### SET PROBLEM:
Determine which lines contain the word "Write", then copy those lines.

--

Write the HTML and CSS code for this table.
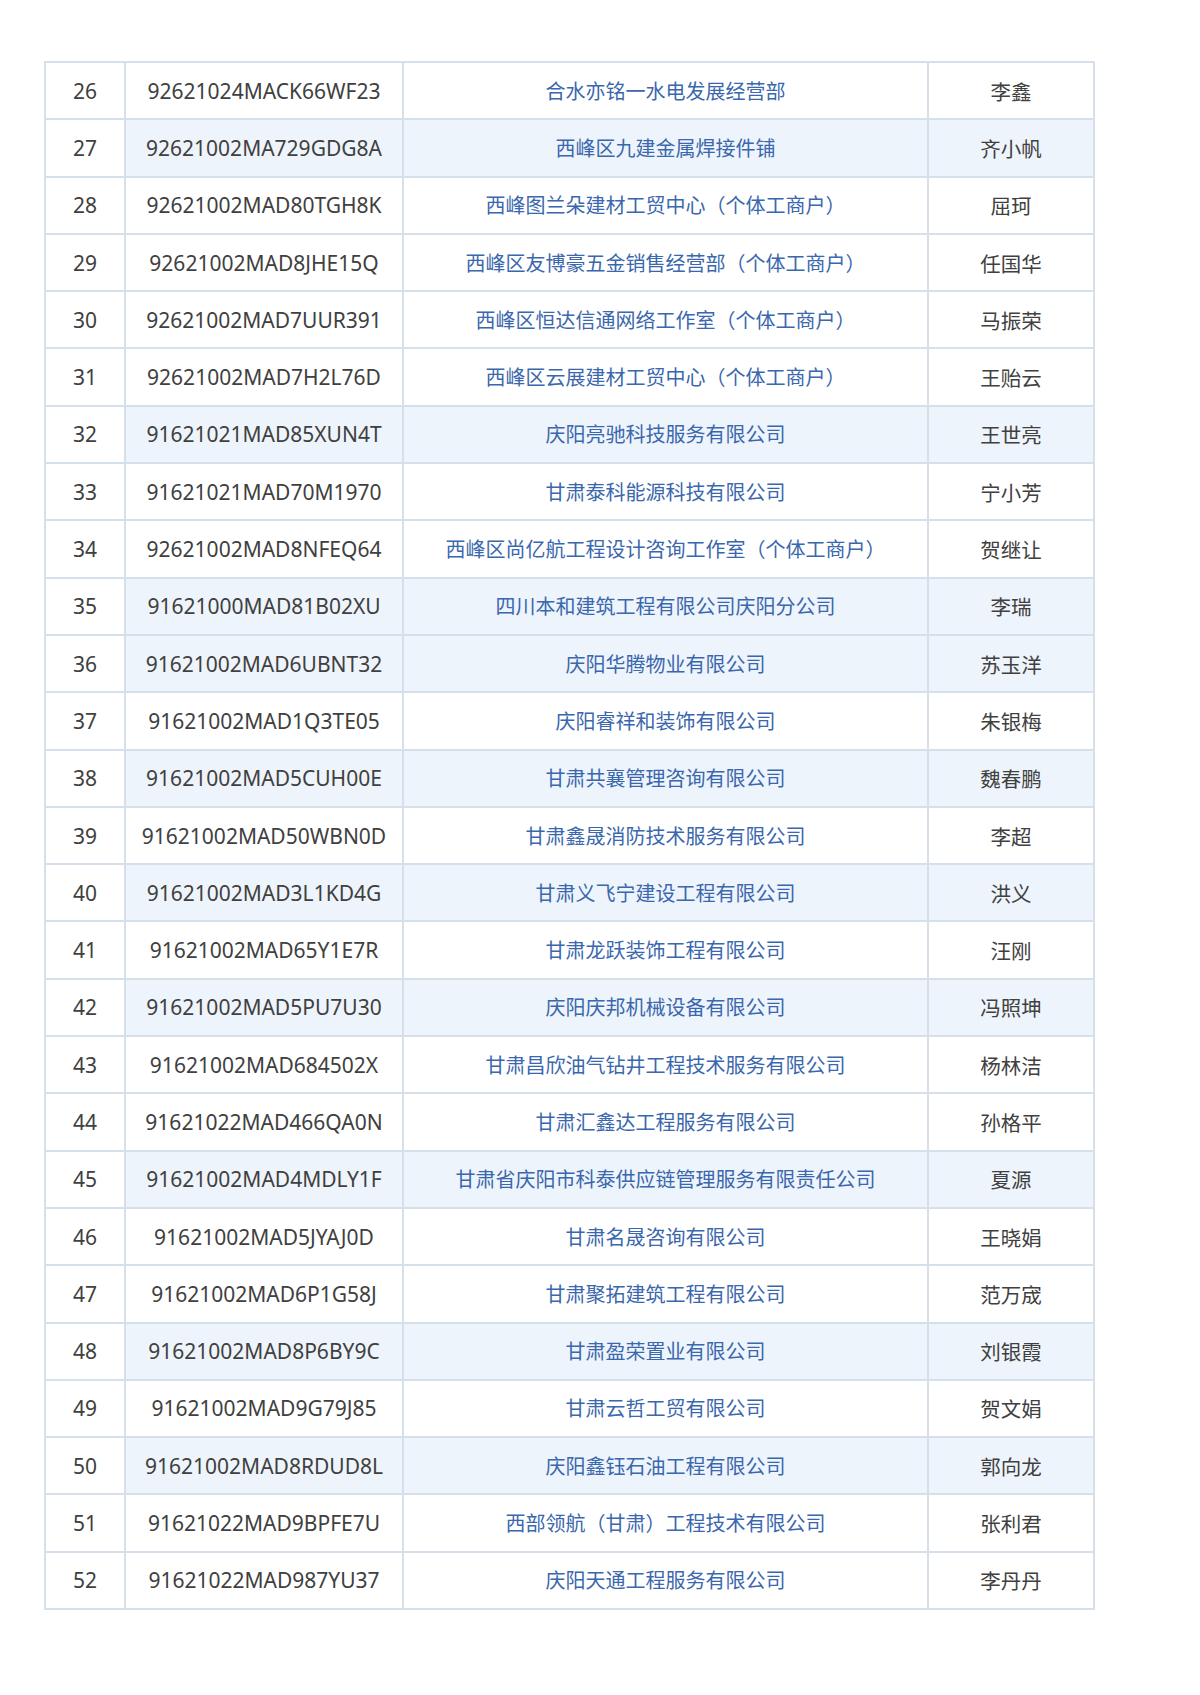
FILE: index.html
```html
<!DOCTYPE html>
<html lang="zh-CN">
<head>
<meta charset="utf-8">
<title>名单</title>
<link rel="stylesheet" href="styles.css">
</head>
<body>
<div class="page">
<table class="list">
<colgroup><col class="c-no"><col class="c-code"><col class="c-name"><col class="c-person"></colgroup>
<tbody>
<tr><td class="no">26</td><td class="code">92621024MACK66WF23</td><td class="name">合水亦铭一水电发展经营部</td><td class="person">李鑫</td></tr>
<tr class="hl"><td class="no">27</td><td class="code">92621002MA729GDG8A</td><td class="name">西峰区九建金属焊接件铺</td><td class="person">齐小帆</td></tr>
<tr><td class="no">28</td><td class="code">92621002MAD80TGH8K</td><td class="name">西峰图兰朵建材工贸中心（个体工商户）</td><td class="person">屈珂</td></tr>
<tr><td class="no">29</td><td class="code">92621002MAD8JHE15Q</td><td class="name">西峰区友博豪五金销售经营部（个体工商户）</td><td class="person">任国华</td></tr>
<tr><td class="no">30</td><td class="code">92621002MAD7UUR391</td><td class="name">西峰区恒达信通网络工作室（个体工商户）</td><td class="person">马振荣</td></tr>
<tr><td class="no">31</td><td class="code">92621002MAD7H2L76D</td><td class="name">西峰区云展建材工贸中心（个体工商户）</td><td class="person">王贻云</td></tr>
<tr class="hl"><td class="no">32</td><td class="code">91621021MAD85XUN4T</td><td class="name">庆阳亮驰科技服务有限公司</td><td class="person">王世亮</td></tr>
<tr><td class="no">33</td><td class="code">91621021MAD70M1970</td><td class="name">甘肃泰科能源科技有限公司</td><td class="person">宁小芳</td></tr>
<tr><td class="no">34</td><td class="code">92621002MAD8NFEQ64</td><td class="name">西峰区尚亿航工程设计咨询工作室（个体工商户）</td><td class="person">贺继让</td></tr>
<tr class="hl"><td class="no">35</td><td class="code">91621000MAD81B02XU</td><td class="name">四川本和建筑工程有限公司庆阳分公司</td><td class="person">李瑞</td></tr>
<tr class="hl"><td class="no">36</td><td class="code">91621002MAD6UBNT32</td><td class="name">庆阳华腾物业有限公司</td><td class="person">苏玉洋</td></tr>
<tr><td class="no">37</td><td class="code">91621002MAD1Q3TE05</td><td class="name">庆阳睿祥和装饰有限公司</td><td class="person">朱银梅</td></tr>
<tr class="hl"><td class="no">38</td><td class="code">91621002MAD5CUH00E</td><td class="name">甘肃共襄管理咨询有限公司</td><td class="person">魏春鹏</td></tr>
<tr><td class="no">39</td><td class="code">91621002MAD50WBN0D</td><td class="name">甘肃鑫晟消防技术服务有限公司</td><td class="person">李超</td></tr>
<tr class="hl"><td class="no">40</td><td class="code">91621002MAD3L1KD4G</td><td class="name">甘肃义飞宁建设工程有限公司</td><td class="person">洪义</td></tr>
<tr><td class="no">41</td><td class="code">91621002MAD65Y1E7R</td><td class="name">甘肃龙跃装饰工程有限公司</td><td class="person">汪刚</td></tr>
<tr class="hl"><td class="no">42</td><td class="code">91621002MAD5PU7U30</td><td class="name">庆阳庆邦机械设备有限公司</td><td class="person">冯照坤</td></tr>
<tr><td class="no">43</td><td class="code">91621002MAD684502X</td><td class="name">甘肃昌欣油气钻井工程技术服务有限公司</td><td class="person">杨林洁</td></tr>
<tr><td class="no">44</td><td class="code">91621022MAD466QA0N</td><td class="name">甘肃汇鑫达工程服务有限公司</td><td class="person">孙格平</td></tr>
<tr class="hl"><td class="no">45</td><td class="code">91621002MAD4MDLY1F</td><td class="name">甘肃省庆阳市科泰供应链管理服务有限责任公司</td><td class="person">夏源</td></tr>
<tr><td class="no">46</td><td class="code">91621002MAD5JYAJ0D</td><td class="name">甘肃名晟咨询有限公司</td><td class="person">王晓娟</td></tr>
<tr><td class="no">47</td><td class="code">91621002MAD6P1G58J</td><td class="name">甘肃聚拓建筑工程有限公司</td><td class="person">范万宬</td></tr>
<tr class="hl"><td class="no">48</td><td class="code">91621002MAD8P6BY9C</td><td class="name">甘肃盈荣置业有限公司</td><td class="person">刘银霞</td></tr>
<tr><td class="no">49</td><td class="code">91621002MAD9G79J85</td><td class="name">甘肃云哲工贸有限公司</td><td class="person">贺文娟</td></tr>
<tr class="hl"><td class="no">50</td><td class="code">91621002MAD8RDUD8L</td><td class="name">庆阳鑫钰石油工程有限公司</td><td class="person">郭向龙</td></tr>
<tr><td class="no">51</td><td class="code">91621022MAD9BPFE7U</td><td class="name">西部领航（甘肃）工程技术有限公司</td><td class="person">张利君</td></tr>
<tr><td class="no">52</td><td class="code">91621022MAD987YU37</td><td class="name">庆阳天通工程服务有限公司</td><td class="person">李丹丹</td></tr>
</tbody>
</table>
</div>
</body>
</html>
```
FILE: styles.css
```css
html, body {
  margin: 0;
  padding: 0;
  background: #ffffff;
}

.page {
  padding: 61px 0 0 44px;
}

.list {
  border-collapse: collapse;
  table-layout: fixed;
  width: 1049px;
  font-family: "Noto Sans", "Noto Sans CJK SC", sans-serif;
  font-size: 21px;
  color: #404040;
}

.c-no { width: 80px; }
.c-code { width: 278px; }
.c-name { width: 525px; }
.c-person { width: 166px; }

.list td {
  border: 2px solid #d6e0ea;
  height: 55.3px;
  padding: 0 4px;
  text-align: center;
  vertical-align: middle;
  white-space: nowrap;
  line-height: 24px;
}

.list tr.hl td.code,
.list tr.hl td.name,
.list tr.hl td.person {
  background: #eef4fb;
}

.list td.name {
  color: #3a67ad;
  font-family: "Noto Sans CJK SC", sans-serif;
  font-size: 20px;
}

.list td.person {
  font-family: "Noto Sans CJK SC", sans-serif;
  font-size: 20.5px;
}
```
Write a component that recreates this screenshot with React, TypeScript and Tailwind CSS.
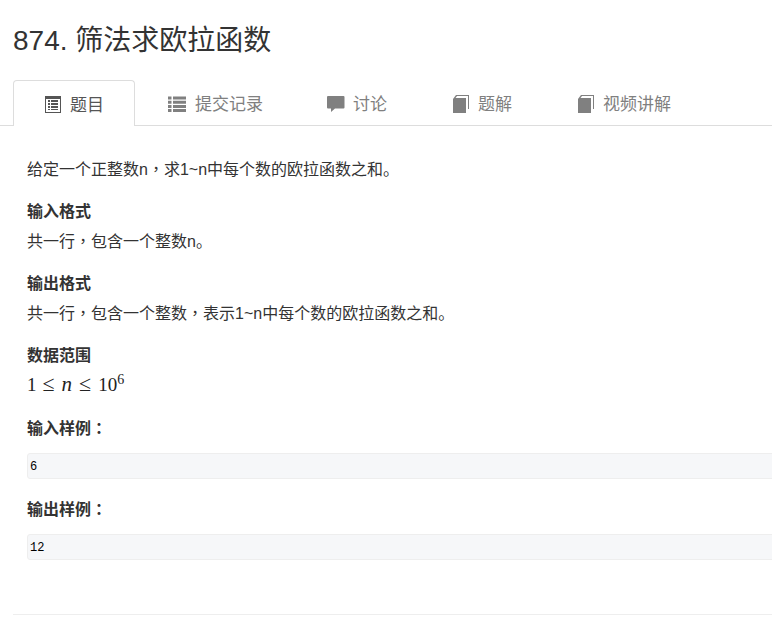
// Problem detail page

const CJK = 'font-["Liberation_Sans","Noto_Sans_CJK_SC",sans-serif]';

function ListAltIcon() {
  return (
    <svg width="16" height="17" viewBox="0 0 16 17" className="shrink-0">
      <rect x="0.5" y="0.5" width="15" height="16" fill="none" stroke="#555" />
      <rect x="1" y="1" width="14" height="2" fill="#555" />
      <path d="M3 4h2v2H3zM6 4h7v2H6zM3 7h2v2H3zM6 7h7v2H6zM3 10h2v2H3zM6 10h7v2H6zM3 13h2v1H3zM6 13h7v1H6z" fill="#555" />
    </svg>
  );
}

function ListIcon() {
  return (
    <svg width="18" height="16" viewBox="0 0 18 16" className="shrink-0">
      <path d="M0 0.500h3.500v3H0zM5 0.500h13v3H5zM0 4.700h3.500v3H0zM5 4.700h13v3H5zM0 8.900h3.500v3H0zM5 8.900h13v3H5zM0 13h3.500v3H0zM5 13h13v3H5z" fill="#808080" />
    </svg>
  );
}

function CommentIcon() {
  return (
    <svg width="18" height="16" viewBox="0 0 18 16" className="shrink-0">
      <path d="M1 0h15.500a1 1 0 0 1 1 1v10.500a1 1 0 0 1-1 1H8l-4 3.500v-3.500H1a1 1 0 0 1-1-1V1a1 1 0 0 1 1-1z" fill="#808080" />
    </svg>
  );
}

function BookIcon() {
  return (
    <svg width="16" height="18" viewBox="0 0 16 18" className="shrink-0">
      <path d="M0 4L3 0h13v14h-1V1H4L2.500 3H13v15H0z" fill="#808080" />
    </svg>
  );
}

const tabs = [
  { label: '提交记录', icon: <ListIcon />, width: 'w-[159px]', gap: 'gap-[9px]' },
  { label: '讨论', icon: <CommentIcon />, width: 'w-[126px]', gap: 'gap-[8px]' },
  { label: '题解', icon: <BookIcon />, width: 'w-[125px]', gap: 'gap-[9px]' },
  { label: '视频讲解', icon: <BookIcon />, width: 'w-[158px]', gap: 'gap-[9px]' },
];

// centred full-width punctuation comes from the TC face
function Punct({ children }: { children: string }) {
  return <span className="font-['Noto_Sans_CJK_TC',sans-serif] leading-[0]">{children}</span>;
}

function Heading({ children }: { children: React.ReactNode }) {
  return <div className="mt-[17px] h-[24px] text-[16px] leading-[26px] font-bold text-[#333]">{children}</div>;
}

function Para({ children }: { children: React.ReactNode }) {
  return <div className="mt-[7px] h-[24px] text-[16px] leading-[24px] text-[#333]">{children}</div>;
}

function Sample({ value }: { value: string }) {
  return (
    <div className="pb-[1px]">
      <pre className="mt-[13px] h-[26px] w-[760px] rounded-[3px] border border-[#eeeeee] bg-[#f6f7f9] pl-[2px] font-['Liberation_Mono',monospace] text-[12px] leading-[26px] text-black">
        {value}
      </pre>
    </div>
  );
}

export default function App() {
  return (
    <div className={`h-[620px] w-[772px] overflow-hidden bg-white ${CJK}`}>
      <h1 className="ml-[13px] pt-[21px] text-[28px] leading-[40px] font-normal text-[#333]">874. 筛法求欧拉函数</h1>

      <div className="mt-[19px] flex h-[46px] border-b border-[#dddddd] pl-[13px]">
        <div className="flex h-[46px] w-[122px] items-center gap-[9px] rounded-t-[4px] border border-b-0 border-[#dddddd] bg-white pt-[2px] pl-[31px] text-[17px] text-[#555]">
          <ListAltIcon />
          <span className="pt-[2px]">题目</span>
        </div>
        {tabs.map((tab) => (
          <div key={tab.label} className={`flex h-[45px] items-center pt-[3px] pl-[33px] text-[17px] text-[#808080] ${tab.gap} ${tab.width}`}>
            {tab.icon}
            <span className="pt-[2px] whitespace-nowrap">{tab.label}</span>
          </div>
        ))}
      </div>

      <div className="pl-[27px]">
        <div className="mt-[32px] h-[24px] text-[16px] leading-[24px] text-[#333]">
          给定一个正整数n<Punct>，</Punct>求1~n中每个数的欧拉函数之和。
        </div>
        <Heading>输入格式</Heading>
        <Para>
          共一行<Punct>，</Punct>包含一个整数n。
        </Para>
        <Heading>输出格式</Heading>
        <Para>
          共一行<Punct>，</Punct>包含一个整数<Punct>，</Punct>表示1~n中每个数的欧拉函数之和。
        </Para>
        <Heading>数据范围</Heading>
        <div className="mt-[3px] flex h-[29px] items-baseline font-['Liberation_Serif',serif] text-[19px] leading-[28px] text-[#222]">
          <span>1</span>
          <span className="ml-[6px] text-[22px]">≤</span>
          <i className="ml-[7px] text-[21px]">n</i>
          <span className="ml-[7px] text-[22px]">≤</span>
          <span className="ml-[7px]">10</span>
          <span className="relative -top-[7px] text-[14px]">6</span>
        </div>
        <Heading>
          输入样例<Punct>：</Punct>
        </Heading>
        <Sample value="6" />
        <Heading>
          输出样例<Punct>：</Punct>
        </Heading>
        <Sample value="12" />
      </div>

      <div className="mt-[53px] ml-[13px] border-t border-[#eeeeee]" />
    </div>
  );
}
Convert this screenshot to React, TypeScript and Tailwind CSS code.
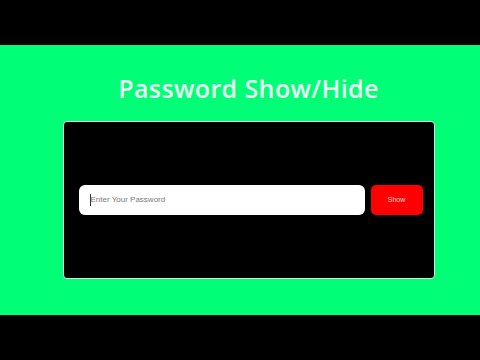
export default function App() {
  return (
    <div className="flex h-[360px] w-[480px] flex-col bg-black">
      <div className="h-[45px]" />
      <div className="flex h-[270px] flex-col items-center bg-[#00ff77] pl-[17px]">
        <h1
          className="mt-[28px] text-[25px] font-semibold leading-[30px] tracking-[0.4px] text-[#eafff2]"
          style={{ fontFamily: '"Open Sans", "Noto Sans", sans-serif' }}
        >
          Password Show/Hide
        </h1>
        <div className="mt-[18px] flex h-[158px] w-[372px] items-center gap-[6px] rounded-[4px] border border-[#cfeede] bg-black pl-[15px] pr-[11px]">
          <div className="flex h-[30px] flex-1 items-center rounded-[6px] bg-white pl-[11px]">
            <span className="h-[12px] w-px bg-[#333]" />
            <span
              className="text-[8px] text-[#7a7a7a]"
              style={{ fontFamily: '"Liberation Sans", Arial, sans-serif' }}
            >
              Enter Your Password
            </span>
          </div>
          <button
            className="flex h-[30px] w-[52px] items-center justify-center rounded-[5px] bg-[#ff0000] text-[7px] text-[#ffd8d8]"
            style={{ fontFamily: '"Liberation Sans", Arial, sans-serif' }}
          >
            Show
          </button>
        </div>
      </div>
    </div>
  );
}
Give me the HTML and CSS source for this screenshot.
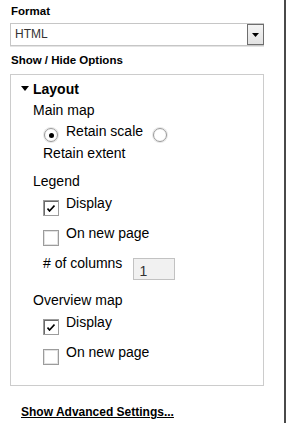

--

### TASK SOLUTION:
Write the HTML and CSS code for this table.
Write a component that recreates this screenshot with React, TypeScript and Tailwind CSS.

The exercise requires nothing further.